> OBJECTIVE
Give only the number of lines in the data that contain the word "screenshot".

> RECORDS SUPPLIED
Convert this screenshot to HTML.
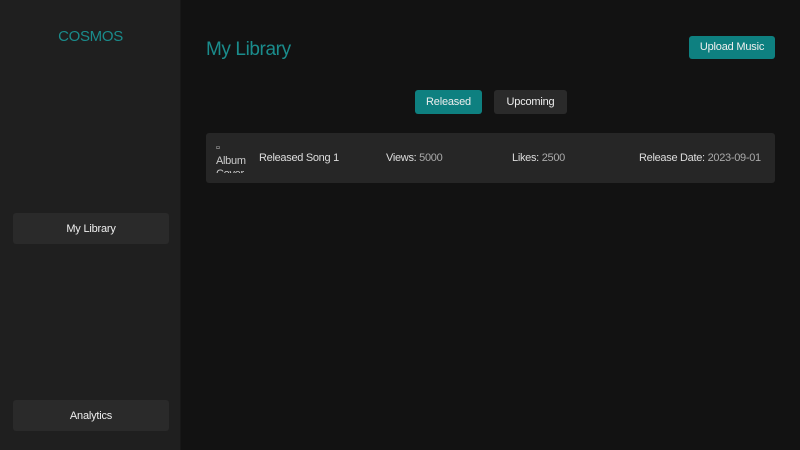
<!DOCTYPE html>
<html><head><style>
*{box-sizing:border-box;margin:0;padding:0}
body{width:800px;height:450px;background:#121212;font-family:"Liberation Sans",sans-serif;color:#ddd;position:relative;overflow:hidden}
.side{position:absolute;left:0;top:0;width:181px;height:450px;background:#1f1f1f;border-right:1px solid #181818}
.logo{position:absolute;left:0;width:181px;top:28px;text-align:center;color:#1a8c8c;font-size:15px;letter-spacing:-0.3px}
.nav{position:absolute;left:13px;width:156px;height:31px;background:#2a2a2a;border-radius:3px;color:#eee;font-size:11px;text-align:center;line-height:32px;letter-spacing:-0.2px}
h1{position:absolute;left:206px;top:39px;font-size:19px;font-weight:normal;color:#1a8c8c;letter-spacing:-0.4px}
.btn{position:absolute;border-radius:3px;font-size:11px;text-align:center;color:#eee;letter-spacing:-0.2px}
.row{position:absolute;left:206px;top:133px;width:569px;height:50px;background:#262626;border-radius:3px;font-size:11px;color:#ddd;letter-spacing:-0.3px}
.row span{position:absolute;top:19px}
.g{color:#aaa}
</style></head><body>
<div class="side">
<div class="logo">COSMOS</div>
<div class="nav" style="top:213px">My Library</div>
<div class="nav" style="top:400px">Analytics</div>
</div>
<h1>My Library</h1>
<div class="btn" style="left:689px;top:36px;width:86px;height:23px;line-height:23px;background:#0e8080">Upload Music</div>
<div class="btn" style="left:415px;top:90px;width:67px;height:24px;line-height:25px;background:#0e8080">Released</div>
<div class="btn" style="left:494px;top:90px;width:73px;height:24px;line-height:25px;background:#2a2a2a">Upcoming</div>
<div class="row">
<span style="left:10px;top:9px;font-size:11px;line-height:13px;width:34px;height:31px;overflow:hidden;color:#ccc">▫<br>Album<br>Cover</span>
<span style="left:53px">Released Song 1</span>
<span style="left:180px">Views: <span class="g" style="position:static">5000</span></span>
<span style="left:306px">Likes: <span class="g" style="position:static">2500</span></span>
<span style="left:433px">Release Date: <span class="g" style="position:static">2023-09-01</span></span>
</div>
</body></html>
* * *
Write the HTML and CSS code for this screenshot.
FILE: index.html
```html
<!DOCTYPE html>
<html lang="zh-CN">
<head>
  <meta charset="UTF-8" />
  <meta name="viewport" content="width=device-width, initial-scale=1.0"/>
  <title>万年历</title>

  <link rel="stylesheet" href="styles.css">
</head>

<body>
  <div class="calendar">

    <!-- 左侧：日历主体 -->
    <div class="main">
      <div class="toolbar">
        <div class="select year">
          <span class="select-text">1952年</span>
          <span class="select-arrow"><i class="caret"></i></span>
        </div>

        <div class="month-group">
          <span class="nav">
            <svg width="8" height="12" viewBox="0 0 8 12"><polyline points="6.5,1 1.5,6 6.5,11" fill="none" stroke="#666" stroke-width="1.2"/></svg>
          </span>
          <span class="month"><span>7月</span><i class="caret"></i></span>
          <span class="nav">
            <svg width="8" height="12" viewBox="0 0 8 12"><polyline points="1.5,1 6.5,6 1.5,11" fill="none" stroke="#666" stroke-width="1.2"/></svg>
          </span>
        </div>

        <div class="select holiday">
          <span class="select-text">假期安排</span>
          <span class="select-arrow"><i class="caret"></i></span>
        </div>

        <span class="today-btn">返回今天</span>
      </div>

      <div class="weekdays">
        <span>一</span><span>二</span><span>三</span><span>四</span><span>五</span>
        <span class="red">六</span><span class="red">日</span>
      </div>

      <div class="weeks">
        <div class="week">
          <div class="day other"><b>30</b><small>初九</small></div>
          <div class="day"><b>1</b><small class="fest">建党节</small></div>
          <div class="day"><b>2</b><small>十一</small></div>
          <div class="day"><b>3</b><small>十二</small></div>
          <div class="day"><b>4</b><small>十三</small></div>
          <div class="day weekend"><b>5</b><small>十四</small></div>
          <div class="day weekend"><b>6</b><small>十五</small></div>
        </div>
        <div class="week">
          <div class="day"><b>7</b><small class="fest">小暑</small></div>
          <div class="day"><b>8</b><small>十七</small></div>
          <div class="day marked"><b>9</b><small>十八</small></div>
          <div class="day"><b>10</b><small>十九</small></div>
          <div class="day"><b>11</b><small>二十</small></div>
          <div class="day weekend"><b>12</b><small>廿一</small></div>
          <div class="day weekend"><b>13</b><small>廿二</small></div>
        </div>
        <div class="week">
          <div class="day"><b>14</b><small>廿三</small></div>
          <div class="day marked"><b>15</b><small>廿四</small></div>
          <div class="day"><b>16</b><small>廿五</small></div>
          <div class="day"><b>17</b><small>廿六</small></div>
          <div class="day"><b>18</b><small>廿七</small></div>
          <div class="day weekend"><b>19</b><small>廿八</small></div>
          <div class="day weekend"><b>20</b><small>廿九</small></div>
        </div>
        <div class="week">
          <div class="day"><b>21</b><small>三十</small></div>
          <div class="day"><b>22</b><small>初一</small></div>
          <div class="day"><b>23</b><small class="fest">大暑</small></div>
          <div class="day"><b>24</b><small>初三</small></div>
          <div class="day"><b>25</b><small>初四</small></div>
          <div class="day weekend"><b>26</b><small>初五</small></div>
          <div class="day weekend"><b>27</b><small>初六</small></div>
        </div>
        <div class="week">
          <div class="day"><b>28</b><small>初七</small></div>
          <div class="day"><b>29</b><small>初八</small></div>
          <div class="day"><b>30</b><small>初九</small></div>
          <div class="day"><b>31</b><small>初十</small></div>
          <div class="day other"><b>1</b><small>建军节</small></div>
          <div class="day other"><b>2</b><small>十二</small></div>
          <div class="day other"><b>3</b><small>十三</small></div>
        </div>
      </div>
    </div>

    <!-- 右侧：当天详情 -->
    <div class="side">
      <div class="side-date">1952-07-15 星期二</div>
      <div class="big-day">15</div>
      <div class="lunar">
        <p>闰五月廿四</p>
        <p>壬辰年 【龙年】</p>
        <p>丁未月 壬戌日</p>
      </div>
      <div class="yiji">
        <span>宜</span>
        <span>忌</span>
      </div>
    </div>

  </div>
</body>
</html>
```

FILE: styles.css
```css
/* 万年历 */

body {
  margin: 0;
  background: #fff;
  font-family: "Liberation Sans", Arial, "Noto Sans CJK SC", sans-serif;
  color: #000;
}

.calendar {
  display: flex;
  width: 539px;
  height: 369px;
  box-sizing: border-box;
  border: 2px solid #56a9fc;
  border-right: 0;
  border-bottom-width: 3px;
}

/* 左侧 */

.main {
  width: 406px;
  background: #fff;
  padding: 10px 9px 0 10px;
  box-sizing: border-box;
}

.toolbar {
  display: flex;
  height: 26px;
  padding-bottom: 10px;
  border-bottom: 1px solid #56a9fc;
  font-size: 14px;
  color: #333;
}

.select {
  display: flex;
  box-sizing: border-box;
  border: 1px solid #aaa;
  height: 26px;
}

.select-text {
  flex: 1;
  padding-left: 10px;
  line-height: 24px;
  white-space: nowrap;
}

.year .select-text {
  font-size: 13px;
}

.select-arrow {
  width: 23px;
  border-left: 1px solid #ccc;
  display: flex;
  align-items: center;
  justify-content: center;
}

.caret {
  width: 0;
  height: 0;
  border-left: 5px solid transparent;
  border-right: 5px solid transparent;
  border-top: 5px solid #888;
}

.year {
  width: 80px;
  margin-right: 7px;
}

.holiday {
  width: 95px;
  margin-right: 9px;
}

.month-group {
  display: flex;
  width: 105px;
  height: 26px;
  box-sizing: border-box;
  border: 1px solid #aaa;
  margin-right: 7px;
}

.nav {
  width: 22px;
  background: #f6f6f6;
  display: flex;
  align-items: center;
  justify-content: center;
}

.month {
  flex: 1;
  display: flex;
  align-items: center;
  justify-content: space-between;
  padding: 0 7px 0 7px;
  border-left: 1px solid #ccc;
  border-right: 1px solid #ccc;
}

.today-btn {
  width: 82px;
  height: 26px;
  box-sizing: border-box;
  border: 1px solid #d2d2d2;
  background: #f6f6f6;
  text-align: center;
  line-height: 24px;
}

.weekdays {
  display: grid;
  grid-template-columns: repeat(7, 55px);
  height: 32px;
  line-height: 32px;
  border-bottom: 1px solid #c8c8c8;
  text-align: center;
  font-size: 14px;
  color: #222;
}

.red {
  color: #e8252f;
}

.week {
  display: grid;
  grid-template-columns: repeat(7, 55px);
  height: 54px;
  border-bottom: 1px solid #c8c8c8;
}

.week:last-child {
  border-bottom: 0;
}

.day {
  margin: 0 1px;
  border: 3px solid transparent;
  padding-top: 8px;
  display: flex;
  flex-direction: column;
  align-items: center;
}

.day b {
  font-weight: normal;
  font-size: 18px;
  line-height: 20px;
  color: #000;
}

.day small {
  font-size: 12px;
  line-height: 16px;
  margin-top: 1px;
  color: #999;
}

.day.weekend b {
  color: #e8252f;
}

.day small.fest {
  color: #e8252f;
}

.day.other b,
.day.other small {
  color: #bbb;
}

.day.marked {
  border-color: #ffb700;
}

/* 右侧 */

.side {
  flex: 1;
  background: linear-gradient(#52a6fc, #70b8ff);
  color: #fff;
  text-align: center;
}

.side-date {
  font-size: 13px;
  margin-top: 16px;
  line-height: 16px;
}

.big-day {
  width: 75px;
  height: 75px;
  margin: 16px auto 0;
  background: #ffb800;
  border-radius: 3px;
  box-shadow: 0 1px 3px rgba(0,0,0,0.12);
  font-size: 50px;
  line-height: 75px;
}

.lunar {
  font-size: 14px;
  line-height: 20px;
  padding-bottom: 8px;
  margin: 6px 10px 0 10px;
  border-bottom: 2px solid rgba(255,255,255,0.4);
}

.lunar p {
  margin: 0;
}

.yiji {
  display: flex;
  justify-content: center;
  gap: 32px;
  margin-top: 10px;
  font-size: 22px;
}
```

> SOLUTION FOR THIS EXERCISE
2